Ele lembrou em uma entrevista que antes de cada roubo fumava crack e bebia um pacote de 12 latas de cerveja. Ao todo, ele roubou cerca de US$ 500. "Depois que ficava sóbrio, eu não acreditava que tivesse feito aquilo", disse. "Eu pensava: 'Puxa, Lenny, que porcaria!'"

Singleton jogava futebol na Universidade Langston, a histórica faculdade de negros em Oklahoma, na qual se formou, e mais tarde entrou na Marinha, mas foi expulso por usar drogas. Na prisão, frequentou aulas de abuso de substâncias e tornou-se um leitor dedicado de livros de autoajuda da bibliotecado local.

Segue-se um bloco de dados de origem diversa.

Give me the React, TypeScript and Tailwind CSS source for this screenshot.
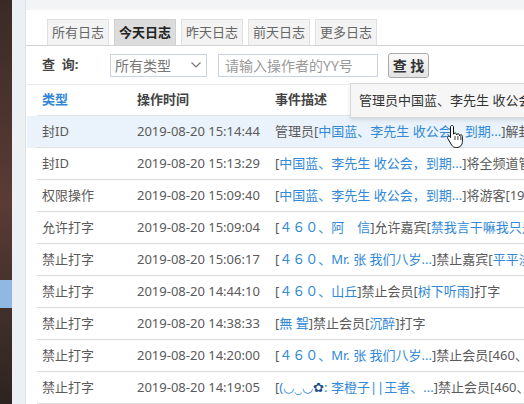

Ele trabalha em uma fábrica de móveis no presídio e ganha US$ 0,80 por hora fazendo mobiliário usado nas universidades da Virgínia. Mas uma porcentagem de seu pagamento é descontada para custas de julgamentos e multas, e ele ainda deve ao Estado US$ 1.800.

No ano passado, Singleton se casou com uma colega de colégio, Vandy, com quem tinha perdido contato. Eles recentemente fizeram um livro com suas cartas, narrando a prisão dele e as batalhas dela contra o câncer.